You could say Thanksgiving has been my Super Bowl since I was around 13 years old.
For those of us in the business of Thanksgiving — food writers and editors, grocery store workers and the Butterball Turkey Talk-Line operators — this is our season. But unlike in a sports game, there’s no winning or losing. As the nearsighted student who always got hit in the face by the football at recess, I found a lot of purpose in this holiday from a young age because it’s the one day that celebrates another kind of athlete: the cook.
As a child of South Korean immigrants, I was put in charge of my family’s Thanksgiving when I was a teenager. In those early years, if I wanted to eat a turkey dinner and participate in the tradition, I had to learn how to cook it myself because my Korean parents didn’t know how.
This meant that growing up, my cousins and I would do all the shopping, the cooking and the cleaning while the adults caught up in the other room over soju and wine.
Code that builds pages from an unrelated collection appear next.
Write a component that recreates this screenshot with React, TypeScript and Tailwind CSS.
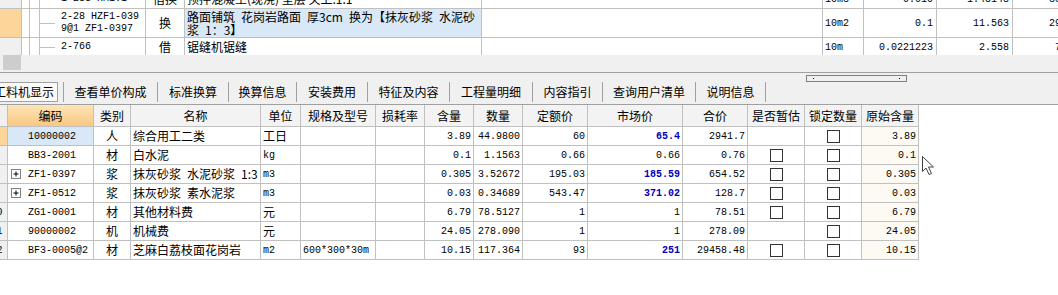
import React from "react";

const cn = "font-['Noto_Sans_CJK_SC',sans-serif] text-[12px]";
const mono = "font-['Liberation_Mono','Noto_Sans_CJK_SC',monospace] text-[10px]";
const line = "border-r border-b border-[#c0c0c0]";

const isAscii = (s: string) => /^[\x00-\x7F]*$/.test(s);

type Row = {
  n: string;
  code: string;
  plus?: boolean;
  type: string;
  name: string;
  unit: string;
  spec?: string;
  qty: string;
  num: string;
  quota: string;
  market: string;
  blue?: boolean;
  total: string;
  est: boolean;
  orig: string;
};

const ROWS: Row[] = [
  { n: "6", code: "10000002", type: "人", name: "综合用工二类", unit: "工日", qty: "3.89", num: "44.9800", quota: "60", market: "65.4", blue: true, total: "2941.7", est: false, orig: "3.89" },
  { n: "7", code: "BB3-2001", type: "材", name: "白水泥", unit: "kg", qty: "0.1", num: "1.1563", quota: "0.66", market: "0.66", total: "0.76", est: true, orig: "0.1" },
  { n: "8", code: "ZF1-0397", plus: true, type: "浆", name: "抹灰砂浆\u2002水泥砂浆\u20021:3", unit: "m3", qty: "0.305", num: "3.52672", quota: "195.03", market: "185.59", blue: true, total: "654.52", est: true, orig: "0.305" },
  { n: "9", code: "ZF1-0512", plus: true, type: "浆", name: "抹灰砂浆\u2002素水泥浆", unit: "m3", qty: "0.03", num: "0.34689", quota: "543.47", market: "371.02", blue: true, total: "128.7", est: true, orig: "0.03" },
  { n: "10", code: "ZG1-0001", type: "材", name: "其他材料费", unit: "元", qty: "6.79", num: "78.5127", quota: "1", market: "1", total: "78.51", est: true, orig: "6.79" },
  { n: "11", code: "90000002", type: "机", name: "机械费", unit: "元", qty: "24.05", num: "278.090", quota: "1", market: "1", total: "278.09", est: false, orig: "24.05" },
  { n: "12", code: "BF3-0005@2", type: "材", name: "芝麻白荔枝面花岗岩", unit: "m2", spec: "600*300*30m", qty: "10.15", num: "117.364", quota: "93", market: "251", blue: true, total: "29458.48", est: true, orig: "10.15" },
];

const HEADERS = ["编码", "类别", "名称", "单位", "规格及型号", "损耗率", "含量", "数量", "定额价", "市场价", "合价", "是否暂估", "锁定数量", "原始含量"];

const TABS = [
  { label: "查看单价构成", w: "w-[93px]" },
  { label: "标准换算", w: "w-[70px]" },
  { label: "换算信息", w: "w-[67px]" },
  { label: "安装费用", w: "w-[70px]" },
  { label: "特征及内容", w: "w-[81px]" },
  { label: "工程量明细", w: "w-[82px]" },
  { label: "内容指引", w: "w-[69px]" },
  { label: "查询用户清单", w: "w-[92px]" },
  { label: "说明信息", w: "w-[69px]" },
];

function Check() {
  return <span className="block w-[13px] h-[13px] border border-[#333] bg-white" />;
}

function PlusBox() {
  return (
    <svg width="10" height="10" viewBox="0 0 10 10" className="shrink-0">
      <rect x="0.5" y="0.5" width="9" height="9" fill="white" stroke="#808080" />
      <path d="M2.5 5H7.5M5 2.5V7.5" stroke="#000" />
    </svg>
  );
}

function TreeCell({ children, h }: { children: React.ReactNode; h: string }) {
  return (
    <div className={`${line} ${h} flex items-stretch bg-white overflow-hidden`}>
      <div className="w-[9px] shrink-0" />
      <div className="w-px shrink-0 bg-[#c0c0c0]" />
      <div className="w-[15px] shrink-0 flex items-center">
        <div className="h-px w-full bg-[#c0c0c0]" />
      </div>
      <div className={`${mono} ml-[6px] flex flex-col justify-center leading-[12px] whitespace-nowrap`}>{children}</div>
    </div>
  );
}

function TopGrid() {
  const num = `${line} ${mono} flex items-center justify-end pr-[3px] whitespace-nowrap overflow-hidden bg-white`;
  const txt = `${line} flex items-center pl-[2px] whitespace-nowrap overflow-hidden`;
  return (
    <div className="h-[55px] overflow-hidden">
      <div className="-mt-[10px] grid w-[1089px] grid-cols-[22px_8px_116px_39px_297px_341px_41px_73px_76px_76px]">
        {/* row 1 (cut off) */}
        <div className={`${line} h-[19px] bg-[#f0f0f0]`} />
        <div className={`${line} h-[19px] bg-white`} />
        <TreeCell h="h-[19px]">1-288 HM1:1</TreeCell>
        <div className={`${line} ${cn} h-[19px] flex items-center justify-center bg-white`}>借换</div>
        <div className={`${txt} ${cn} h-[19px] bg-white`}>预拌混凝土(现浇) 垫层 关上:1:1</div>
        <div className={`${line} h-[19px] bg-white`} />
        <div className={`${txt} ${mono} h-[19px] bg-white`}>10m3</div>
        <div className={`${num} h-[19px]`}>0.010</div>
        <div className={`${num} h-[19px]`}>1.45148</div>
        <div className={`${num} h-[19px]`}>330.60</div>

        {/* row 2 (selected) */}
        <div className={`${line} h-[29px] bg-[#fdd59b]`} />
        <div className={`${line} h-[29px] bg-white`} />
        <TreeCell h="h-[29px]">
          <span>2-28 HZF1-039</span>
          <span>9@1 ZF1-0397</span>
        </TreeCell>
        <div className={`${line} ${cn} h-[29px] flex items-center justify-center bg-white`}>换</div>
        <div className={`${line} ${cn} h-[29px] pl-[2px] flex flex-col justify-center leading-[13px] whitespace-nowrap overflow-hidden bg-[#d9e8f7]`}>
          <span>路面铺筑&ensp;花岗岩路面&ensp;厚3cm&ensp;换为【抹灰砂浆&ensp;水泥砂</span>
          <span>浆&ensp;1：3】</span>
        </div>
        <div className={`${line} h-[29px] bg-white`} />
        <div className={`${txt} ${mono} h-[29px] bg-white`}>10m2</div>
        <div className={`${num} h-[29px]`}>0.1</div>
        <div className={`${num} h-[29px]`}>11.563</div>
        <div className={`${num} h-[29px]`}>298.05</div>

        {/* row 3 */}
        <div className={`${line} h-[19px] bg-[#f0f0f0]`} />
        <div className={`${line} h-[19px] bg-white`} />
        <TreeCell h="h-[19px]">2-766</TreeCell>
        <div className={`${line} ${cn} h-[19px] flex items-center justify-center bg-white`}>借</div>
        <div className={`${txt} ${cn} h-[19px] bg-white`}>锯缝机锯缝</div>
        <div className={`${line} h-[19px] bg-white`} />
        <div className={`${txt} ${mono} h-[19px] bg-white`}>10m</div>
        <div className={`${num} h-[19px]`}>0.0221223</div>
        <div className={`${num} h-[19px]`}>2.558</div>
        <div className={`${num} h-[19px]`}>73.26</div>
      </div>
    </div>
  );
}

function TabPanel() {
  return (
    <div className="h-[32px] border-b border-[#a0a0a0] bg-[#f0f0f0]">
      <div className="h-[9px] pt-[2px] pl-[806px]">
        <div className="w-[101px] h-[7px] border border-[#808080] bg-[#f0f0f0] flex items-center justify-between px-[6px]">
          <span className="block w-px h-px bg-[#000080]" />
          <span className="block w-px h-px bg-[#000080]" />
        </div>
      </div>
      <div className={`${cn} h-[20px] flex items-stretch -ml-[10px]`}>
        <div className="w-[68px] border border-[#a0a0a0] bg-[#fafafa] flex items-center justify-center whitespace-nowrap">工料机显示</div>
        <div className="w-[5px]" />
        <div className="w-px bg-[#a0a0a0]" />
        {TABS.map((t) => (
          <React.Fragment key={t.label}>
            <div className={`${t.w} flex items-center justify-center whitespace-nowrap`}>{t.label}</div>
            <div className="w-px bg-[#a0a0a0]" />
          </React.Fragment>
        ))}
      </div>
    </div>
  );
}

function BottomGrid() {
  const head = `${line} ${cn} h-[22px] flex items-center justify-center whitespace-nowrap overflow-hidden`;
  const cell = `${line} h-[19px] flex items-center whitespace-nowrap overflow-hidden`;
  const num = `${cell} ${mono} justify-end pr-[2px]`;
  const auto = (s: string) => (isAscii(s) ? mono : cn);
  return (
    <div className="grid w-[919px] grid-cols-[8px_86px_37px_130px_40px_75px_49px_49px_49px_65px_95px_65px_57px_57px_57px]">
      <div className={`${line} h-[22px] bg-[#f0f0f0]`} />
      {HEADERS.map((h) => (
        <div
          key={h}
          className={`${head} ${h === "编码" ? "bg-gradient-to-b from-[#fee4b6] to-[#f9c883]" : "bg-[#f3f3f3]"}`}
        >
          {h}
        </div>
      ))}
      {ROWS.map((r, i) => (
        <React.Fragment key={r.n}>
          {/* row number column is mostly scrolled out of view */}
          <div className={`${cell} ${mono} ${i === 0 ? "bg-[#fdd59b]" : "bg-[#f0f0f0]"}`}>
            <div className="-ml-[14px] w-[21px] shrink-0 text-center">{r.n}</div>
          </div>
          <div className={`${cell} ${mono} ${i === 0 ? "bg-[#d9e8f7]" : "bg-white"}`}>
            <div className="w-[3px] shrink-0" />
            <div className="w-[10px] shrink-0">{r.plus && <PlusBox />}</div>
            <div className="w-[7px] shrink-0" />
            {r.code}
          </div>
          <div className={`${cell} ${cn} justify-center bg-white`}>{r.type}</div>
          <div className={`${cell} ${cn} pl-[2px] bg-white`}>{r.name}</div>
          <div className={`${cell} ${auto(r.unit)} pl-[2px] bg-white`}>{r.unit}</div>
          <div className={`${cell} ${mono} pl-[2px] bg-white`}>{r.spec ?? ""}</div>
          <div className={`${cell} bg-white`} />
          <div className={`${num} bg-white`}>{r.qty}</div>
          <div className={`${num} bg-white`}>{r.num}</div>
          <div className={`${num} bg-white`}>{r.quota}</div>
          <div className={`${num} bg-white ${r.blue ? "text-[#0000c0] font-bold" : ""}`}>{r.market}</div>
          <div className={`${num} bg-white`}>{r.total}</div>
          <div className={`${cell} justify-center bg-white`}>{r.est && <Check />}</div>
          <div className={`${cell} justify-center bg-white`}>
            <Check />
          </div>
          <div className={`${num} bg-[#fdfaf4]`}>{r.orig}</div>
        </React.Fragment>
      ))}
    </div>
  );
}

function Cursor() {
  return (
    <svg width="14" height="21" viewBox="0 0 14 21" className="absolute left-[921px] top-[155px]">
      <path
        d="M1.5 1.5V16.5L5 13L8 19.5L10.5 18.5L7.5 12H12.5Z"
        fill="white"
        stroke="#404040"
        strokeLinejoin="round"
      />
    </svg>
  );
}

export default function App() {
  return (
    <div className="relative w-[1058px] h-[295px] overflow-hidden bg-white text-black">
      <TopGrid />
      <div className="h-[18px] border-b border-[#a0a0a0] bg-[#f0f0f0] pl-[3px]">
        <div className="h-[15px] w-[18px] bg-[#cdcdcd]" />
      </div>
      <TabPanel />
      <BottomGrid />
      <Cursor />
    </div>
  );
}
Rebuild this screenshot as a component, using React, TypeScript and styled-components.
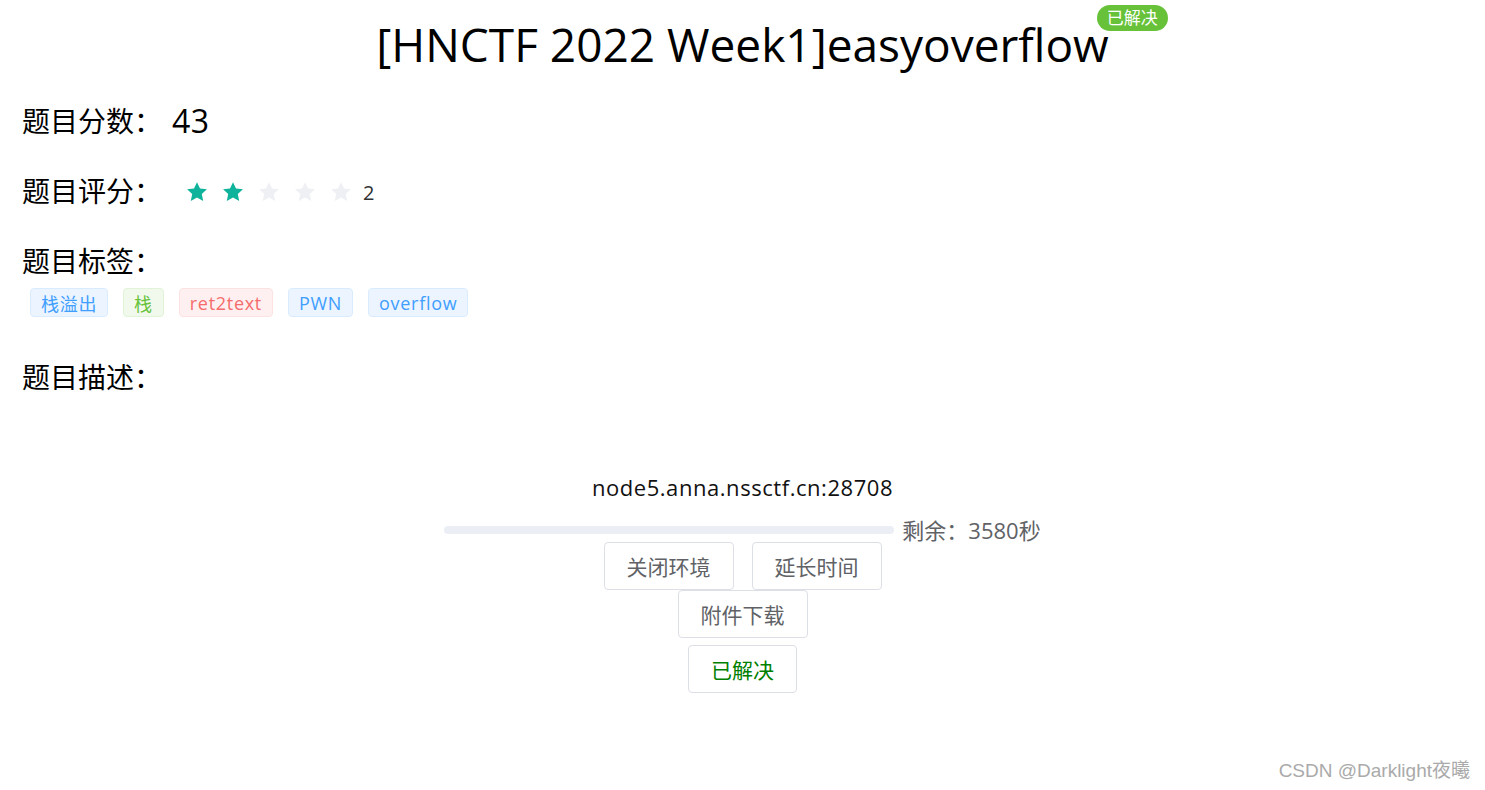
import React from 'react'
import styled, { createGlobalStyle } from 'styled-components'

const GlobalStyle = createGlobalStyle`
  html, body {
    margin: 0;
    padding: 0;
    background: #fff;
  }
  body {
    font-family: "Open Sans", "Noto Sans CJK SC", sans-serif;
    color: #000;
  }
`

type TagKind = 'primary' | 'success' | 'danger'

const tagColors: Record<TagKind, { bg: string; border: string; fg: string }> = {
  primary: { bg: '#ecf5ff', border: '#d9ecff', fg: '#409eff' },
  success: { bg: '#f0f9eb', border: '#e1f3d8', fg: '#67c23a' },
  danger: { bg: '#fef0f0', border: '#fde2e2', fg: '#f56c6c' },
}

const tags: { label: string; kind: TagKind }[] = [
  { label: '栈溢出', kind: 'primary' },
  { label: '栈', kind: 'success' },
  { label: 'ret2text', kind: 'danger' },
  { label: 'PWN', kind: 'primary' },
  { label: 'overflow', kind: 'primary' },
]

const Star = ({ on }: { on: boolean }) => (
  <StarBox viewBox="0 0 24 24" $on={on}>
    <path d="M12 2.2l3 6.3 6.9.8-5.1 4.8 1.4 6.9L12 17.6 5.8 21l1.4-6.9-5.1-4.8 6.9-.8z" />
  </StarBox>
)

const App = () => {
  return (
    <Page>
      <GlobalStyle />
      <TitleRow>
        <Title>
          [HNCTF 2022 Week1]easyoverflow
          <SolvedBadge>已解决</SolvedBadge>
        </Title>
      </TitleRow>

      <Field>
        <Label>题目分数：</Label>
        <Score>43</Score>
      </Field>

      <Field>
        <Label>题目评分：</Label>
        <Rating>
          {[1, 2, 3, 4, 5].map((n) => (
            <Star key={n} on={n <= 2} />
          ))}
          <RateText>2</RateText>
        </Rating>
      </Field>

      <Section $top={30}>
        <Label>题目标签：</Label>
        <TagList>
          {tags.map((t) => (
            <Tag key={t.label} $kind={t.kind}>
              {t.label}
            </Tag>
          ))}
        </TagList>
      </Section>

      <Section $top={39}>
        <Label>题目描述：</Label>
      </Section>

      <EnvPanel>
        <Address>node5.anna.nssctf.cn:28708</Address>
        <TimerRow>
          <Progress />
          <Remain>剩余：3580秒</Remain>
        </TimerRow>
        <ButtonRow>
          <Button>关闭环境</Button>
          <Button>延长时间</Button>
        </ButtonRow>
        <ButtonRow>
          <Button>附件下载</Button>
        </ButtonRow>
        <ButtonRow $top={7}>
          <Button $done>已解决</Button>
        </ButtonRow>
      </EnvPanel>

      <Watermark>CSDN @Darklight夜曦</Watermark>
    </Page>
  )
}

export default App

const Page = styled.div`
  position: relative;
  width: 1485px;
  height: 790px;
  box-sizing: border-box;
  padding: 0 22px;
  overflow: hidden;
`

const TitleRow = styled.div`
  display: flex;
  justify-content: center;
  padding-top: 17px;
`

const Title = styled.h1`
  position: relative;
  margin: 0;
  font-size: 46px;
  font-weight: 400;
  line-height: 54px;
  white-space: nowrap;
`

const SolvedBadge = styled.span`
  position: absolute;
  top: -12px;
  right: -59px;
  height: 26px;
  padding: 0 10px;
  border-radius: 13px;
  background: #67c23a;
  color: #fff;
  font-size: 17px;
  line-height: 26px;
`

const Field = styled.div`
  display: flex;
  align-items: center;
  height: 40px;
  margin-top: 30px;
`

const Label = styled.div`
  font-size: 28px;
  line-height: 40px;
  white-space: nowrap;
`

const Score = styled.span`
  font-size: 32px;
  line-height: 40px;
  margin-left: 10px;
  letter-spacing: 0.5px;
`

const Rating = styled.div`
  display: flex;
  align-items: center;
  margin-left: 23px;
  margin-top: 2px;
`

const StarBox = styled.svg<{ $on: boolean }>`
  width: 24px;
  height: 24px;
  margin-right: 12px;
  fill: ${(p) => (p.$on ? '#0fb29a' : '#eef0f4')};
`

const RateText = styled.span`
  margin-left: -2px;
  font-size: 20px;
  color: #303133;
`

const Section = styled.div<{ $top: number }>`
  margin-top: ${(p) => p.$top}px;
`

const TagList = styled.div`
  display: flex;
  gap: 15px;
  margin: 7px 0 0 8px;
  height: 30px;
`

const Tag = styled.span<{ $kind: TagKind }>`
  display: inline-flex;
  align-items: center;
  height: 29px;
  box-sizing: border-box;
  padding: 0 10px;
  border-radius: 4px;
  font-size: 18px;
  letter-spacing: 0.7px;
  background: ${(p) => tagColors[p.$kind].bg};
  border: 1px solid ${(p) => tagColors[p.$kind].border};
  color: ${(p) => tagColors[p.$kind].fg};
`

const EnvPanel = styled.div`
  display: flex;
  flex-direction: column;
  align-items: center;
  margin-top: 75px;
`

const Address = styled.div`
  font-size: 22px;
  line-height: 30px;
  letter-spacing: 0.55px;
  color: #111;
`

const TimerRow = styled.div`
  display: flex;
  align-items: center;
  gap: 8px;
  height: 24px;
  margin-top: 16px;
`

const Progress = styled.div`
  width: 450px;
  height: 8px;
  border-radius: 4px;
  background: #ebeef5;
`

const Remain = styled.span`
  font-size: 22px;
  line-height: 24px;
  color: #606266;
`

const ButtonRow = styled.div<{ $top?: number }>`
  display: flex;
  gap: 18px;
  margin-top: ${(p) => p.$top ?? 0}px;
`

const Button = styled.button<{ $done?: boolean }>`
  height: 48px;
  padding: 0 22px;
  background: #fff;
  border: 1px solid #dcdfe6;
  border-radius: 4px;
  font-family: "Open Sans", "Noto Sans CJK SC", sans-serif;
  font-size: 21px;
  color: ${(p) => (p.$done ? '#008000' : '#606266')};
`

const Watermark = styled.div`
  position: absolute;
  right: 15px;
  bottom: 8px;
  font-family: "Liberation Sans", "Noto Sans CJK SC", sans-serif;
  font-size: 19px;
  color: #aaa;
`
It was an annual role reversal that gave our family a new tradition, one that bonded us closer to what was still, for some of the older generation, a new country.
Now, as an adult, Thanksgiving holds weight for me professionally, too: It’s my favorite time of year to be a food writer. I’ve learned in this line of work that so much quirky American history, rooted in the innovations of home economists, can be gleaned from these dishes that many of us take for granted year to year. Taking a closer look at them can help us not only cook them better, but also understand why we eat them.
Since July, for instance, I’ve been lugging a portable blue ice cooler around the city to transport frozen turkeys from the store to my apartment. When my editors assigned me the Food section’s turkey column this year, I knew the first thing I needed was more space (tiny Brooklyn kitchen and all). My cooler was a lifeline while I worked on a recipe, roasting bird after bird and learning everything I possibly could about Thanksgiving turkey.
Every year at The Times, I spend months just like this — researching, reporting and lugging home heavy groceries to create one new Thanksgiving recipe that honors tradition while hopefully adding something fresh to the canon, a new perspective. This annual sprint is one of the main reasons my pants fit a little more tightly in the summer and the fall. My cooking skills get better, of course. My understanding of the world grows a little, too.
Last year, I interviewed the family of Dorcas B. Reilly, the home economist who invented the green bean casserole, and developed a version that honored her original creation. In 2022, I cooked 20 different stuffings (or dressings, depending on where you’re from) to learn as much as I could about the dish and to create my ultimate recipe. In 2021, I spent months replicating the unbreakable creaminess of Stouffer’s macaroni and cheese; I discovered through my reporting that it was the platonic ideal of the dish for many children of immigrants who didn’t grow up with the homemade version.
On Thanksgiving Day, when readers start cooking their creations and tagging me on Instagram, I get to digitally peer into their kitchens and dining rooms while stirring my own pots and pans with my partner and my dog. For a cook, it’s hard not to feel like the quarterback on a day like today.
As 91 percent of Americans barrel toward turkey dinners and pie spreads this afternoon, I’m comforted by one last thing: Today I get to cook for myself.
Many food writers in my circle dread and skip the holiday altogether. By November, they’ve already eaten their share of turkey, pie and mashed potatoes for work. But I relish the creative ritual of Thanksgiving — a day dedicated to cooking — and look forward to getting lost in my head and my hands while making only what I want to eat. Any new revelations in the kitchen that day usually become pitches for next year’s Food section.
Ironically, I haven’t spent Thanksgiving Day with my family since I became a food writer nearly a decade ago. I always work the holiday shift. But you can bet I was on the phone with my mother last night, walking her through the turkey recipe I taught her. And when I go home for Christmas, I’ll cook for my family the feast I didn’t get to make for them today. All of the cousins will be there, this time with their own children and their own families.